Commitment letters also typically contain “market flex” provisions that allow the lead arrangers to adjust pricing and terms if they’re having difficulty syndicating the loan. While flex provisions more commonly affect margins and arrangement fees, the lender’s ability to change deal terms during syndication means the originally negotiated ticking fee structure isn’t always the final one. Borrowers who don’t negotiate limits on flex carefully may find their ticking fee terms revised upward after signing.

Who Pays and Who Receives Ticking Fees

The acquiring company pays the fee. The receiving side depends on the financing structure. In a syndicated loan, the administrative agent collects the fee and distributes it pro rata to each lender based on their share of the unfunded commitment. In a direct lending deal, the fee goes straight to the private credit fund or funds providing the capital.

The target company being acquired isn’t typically a party to the credit agreement and doesn’t directly pay ticking fees. But the target is often deeply interested in the fee structure because excessive ticking costs can erode deal value, affect the buyer’s willingness to extend timelines, or factor into purchase price adjustments. Where a growing reverse termination fee structure is used, the target becomes a direct financial participant by receiving the accrued deposits if the deal fails.

Tax Treatment of Ticking Fees

The IRS has addressed whether commitment fees, including ticking fees, are currently deductible or must be capitalized. In Field Attorney Advice 20182502F, released in 2018, the IRS concluded that quarterly commitment fees paid on a revolving credit facility qualified as ordinary and necessary business expenses deductible under Section 162, rather than capital expenditures requiring capitalization under Section 263.3Office of the Law Revision Counsel. 26 USC 162 – Trade or Business Expenses

The IRS reasoned that the fees did not create or enhance a separate intangible asset. They were more like a cost of maintaining access to the credit facility rather than acquiring something new. The fees also weren’t paid to investigate or pursue a transaction, which would have triggered capitalization rules. This analysis strongly suggests that ticking fees on a committed facility receive the same treatment: deductible as a business expense in the year incurred.

There’s a wrinkle for ticking fees incurred specifically in connection with an acquisition. Under the regulations governing transaction costs, fees paid to facilitate a business combination may need to be capitalized rather than deducted. Whether a particular ticking fee falls on the “maintain the facility” side or the “facilitate the acquisition” side depends on the specific facts, and borrowers should work with tax counsel to get the characterization right. Getting it wrong means either overpaying taxes by capitalizing a deductible expense or, worse, taking a deduction the IRS later disallows.

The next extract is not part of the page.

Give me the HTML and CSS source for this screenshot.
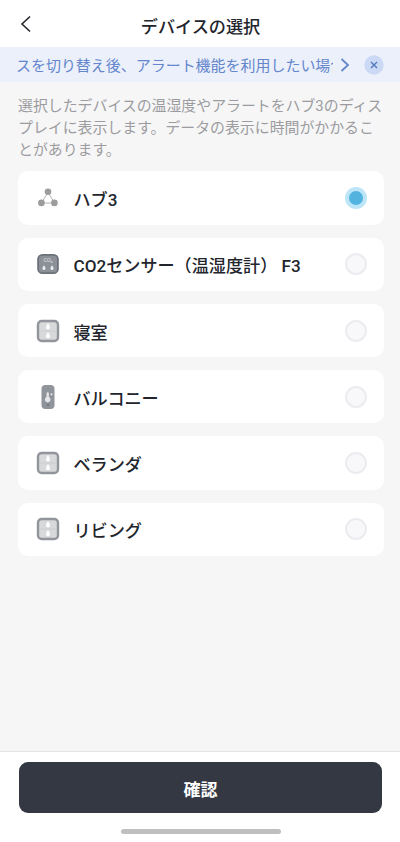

Accounting Treatment Under GAAP

Under U.S. generally accepted accounting principles, how a ticking fee hits the financial statements depends on whether it’s classified as an acquisition-related cost or a debt issuance cost. The distinction matters because the two categories follow different accounting paths.

Acquisition-related costs, which include advisory fees, legal fees, and similar expenses incurred to complete a deal, are expensed in the period incurred under ASC 805. They flow straight through the income statement and reduce earnings immediately. Debt issuance costs, on the other hand, are treated as a reduction of the carrying amount of the debt on the balance sheet and amortized as interest expense over the life of the loan under ASC 835-30.

A ticking fee sits in an ambiguous zone. If the fee is characterized as a cost of obtaining debt financing, it would be treated as a debt issuance cost: capitalized on the balance sheet and amortized. If it’s characterized as an acquisition cost, it’s expensed immediately. The answer often depends on the specific language in the credit agreement and how the fee is structured. Companies making large acquisitions typically consult with their auditors early in the process to nail down the classification, because the difference between immediate expensing and multi-year amortization has a real impact on reported earnings in the year the deal closes.